◆ TASK PROMPT:
Write the data out again exactly, dropping any images it holds.

◆ MATERIAL:
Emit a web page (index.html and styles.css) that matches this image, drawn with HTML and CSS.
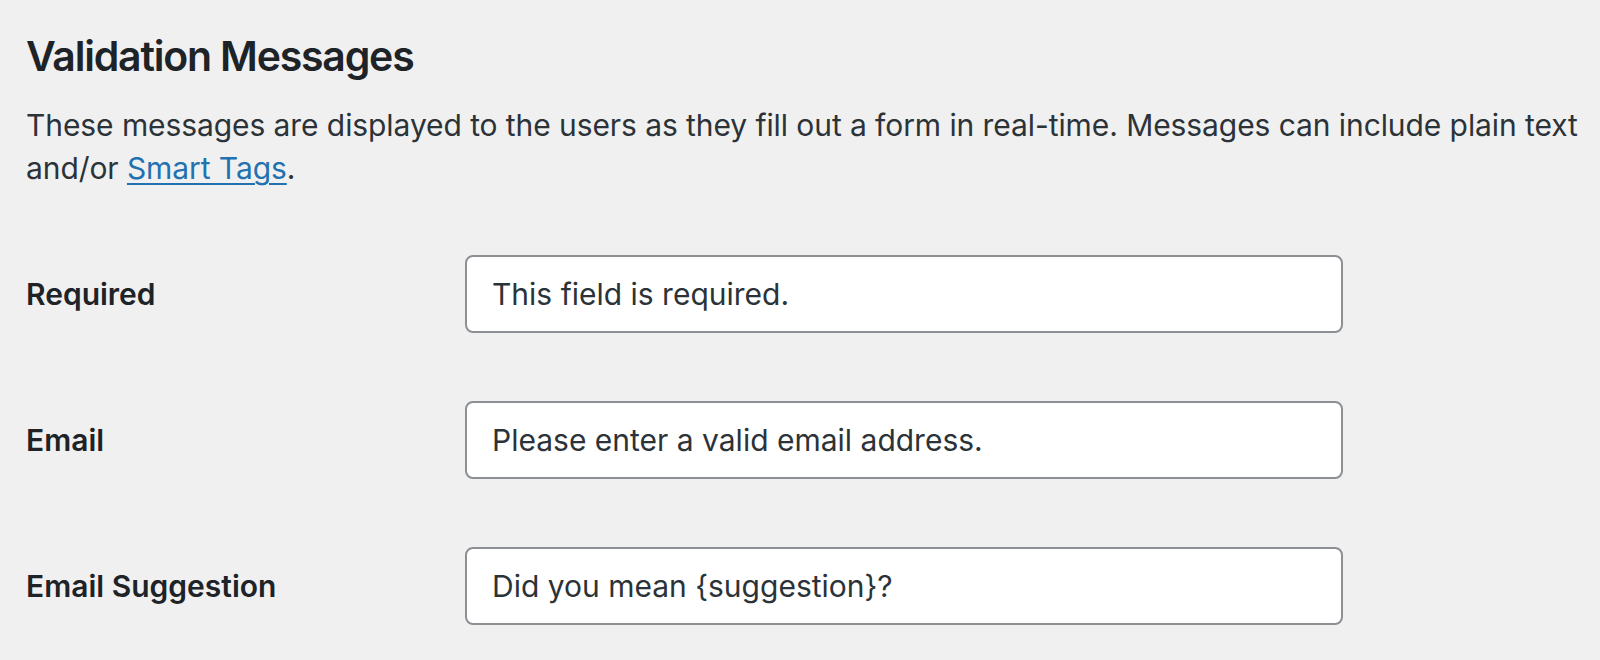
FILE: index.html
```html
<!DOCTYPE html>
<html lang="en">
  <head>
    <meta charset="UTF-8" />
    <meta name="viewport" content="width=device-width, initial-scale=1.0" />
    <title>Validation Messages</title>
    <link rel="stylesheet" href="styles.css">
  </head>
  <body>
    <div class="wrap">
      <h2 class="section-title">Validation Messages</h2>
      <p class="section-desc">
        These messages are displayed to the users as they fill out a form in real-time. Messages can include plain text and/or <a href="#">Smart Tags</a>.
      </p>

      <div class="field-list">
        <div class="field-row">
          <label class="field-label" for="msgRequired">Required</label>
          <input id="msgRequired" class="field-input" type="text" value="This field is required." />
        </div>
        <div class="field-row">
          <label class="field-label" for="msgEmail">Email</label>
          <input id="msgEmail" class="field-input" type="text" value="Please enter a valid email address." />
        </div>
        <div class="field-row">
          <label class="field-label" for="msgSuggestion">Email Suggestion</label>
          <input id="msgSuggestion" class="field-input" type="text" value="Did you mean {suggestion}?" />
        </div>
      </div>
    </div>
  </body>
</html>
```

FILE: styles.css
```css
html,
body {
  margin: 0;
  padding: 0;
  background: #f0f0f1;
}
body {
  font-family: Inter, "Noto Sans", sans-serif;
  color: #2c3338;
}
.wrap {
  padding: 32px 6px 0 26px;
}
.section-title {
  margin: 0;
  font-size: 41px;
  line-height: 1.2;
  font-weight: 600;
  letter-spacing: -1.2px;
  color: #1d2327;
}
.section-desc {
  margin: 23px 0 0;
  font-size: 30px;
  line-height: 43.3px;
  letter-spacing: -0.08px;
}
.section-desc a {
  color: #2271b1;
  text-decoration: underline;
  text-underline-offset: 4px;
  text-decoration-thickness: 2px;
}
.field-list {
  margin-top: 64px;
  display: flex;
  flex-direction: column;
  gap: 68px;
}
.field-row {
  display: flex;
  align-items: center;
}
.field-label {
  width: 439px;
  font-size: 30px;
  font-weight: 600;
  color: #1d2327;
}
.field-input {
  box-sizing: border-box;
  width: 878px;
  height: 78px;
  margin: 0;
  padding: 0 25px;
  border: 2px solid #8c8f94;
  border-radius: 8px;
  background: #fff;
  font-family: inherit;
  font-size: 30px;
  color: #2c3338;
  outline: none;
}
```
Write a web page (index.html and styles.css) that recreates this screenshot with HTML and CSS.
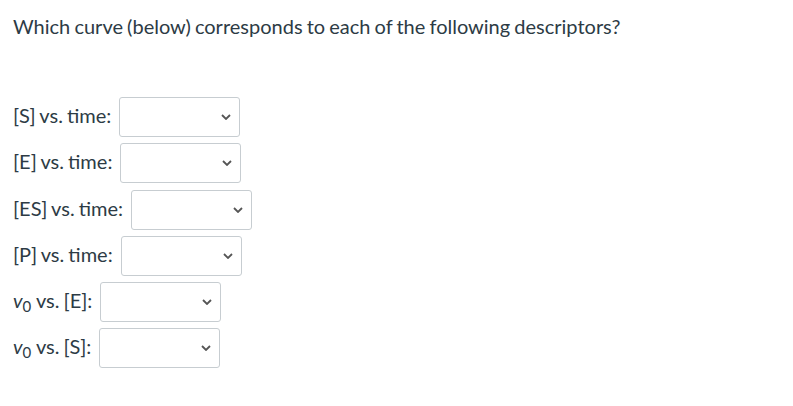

◆ EXPECTED OUTPUT:
Emit a web page (index.html and styles.css) that matches this image, drawn with HTML and CSS.
FILE: index.html
```html
<!DOCTYPE html>
<html lang="en">
  <head>
    <meta charset="UTF-8" />
    <meta name="viewport" content="width=device-width, initial-scale=1.0" />
    <title>Validation Messages</title>
    <link rel="stylesheet" href="styles.css">
  </head>
  <body>
    <div class="wrap">
      <h2 class="section-title">Validation Messages</h2>
      <p class="section-desc">
        These messages are displayed to the users as they fill out a form in real-time. Messages can include plain text and/or <a href="#">Smart Tags</a>.
      </p>

      <div class="field-list">
        <div class="field-row">
          <label class="field-label" for="msgRequired">Required</label>
          <input id="msgRequired" class="field-input" type="text" value="This field is required." />
        </div>
        <div class="field-row">
          <label class="field-label" for="msgEmail">Email</label>
          <input id="msgEmail" class="field-input" type="text" value="Please enter a valid email address." />
        </div>
        <div class="field-row">
          <label class="field-label" for="msgSuggestion">Email Suggestion</label>
          <input id="msgSuggestion" class="field-input" type="text" value="Did you mean {suggestion}?" />
        </div>
      </div>
    </div>
  </body>
</html>
```

FILE: styles.css
```css
html,
body {
  margin: 0;
  padding: 0;
  background: #f0f0f1;
}
body {
  font-family: Inter, "Noto Sans", sans-serif;
  color: #2c3338;
}
.wrap {
  padding: 32px 6px 0 26px;
}
.section-title {
  margin: 0;
  font-size: 41px;
  line-height: 1.2;
  font-weight: 600;
  letter-spacing: -1.2px;
  color: #1d2327;
}
.section-desc {
  margin: 23px 0 0;
  font-size: 30px;
  line-height: 43.3px;
  letter-spacing: -0.08px;
}
.section-desc a {
  color: #2271b1;
  text-decoration: underline;
  text-underline-offset: 4px;
  text-decoration-thickness: 2px;
}
.field-list {
  margin-top: 64px;
  display: flex;
  flex-direction: column;
  gap: 68px;
}
.field-row {
  display: flex;
  align-items: center;
}
.field-label {
  width: 439px;
  font-size: 30px;
  font-weight: 600;
  color: #1d2327;
}
.field-input {
  box-sizing: border-box;
  width: 878px;
  height: 78px;
  margin: 0;
  padding: 0 25px;
  border: 2px solid #8c8f94;
  border-radius: 8px;
  background: #fff;
  font-family: inherit;
  font-size: 30px;
  color: #2c3338;
  outline: none;
}
```
Write a web page (index.html and styles.css) that recreates this screenshot with HTML and CSS.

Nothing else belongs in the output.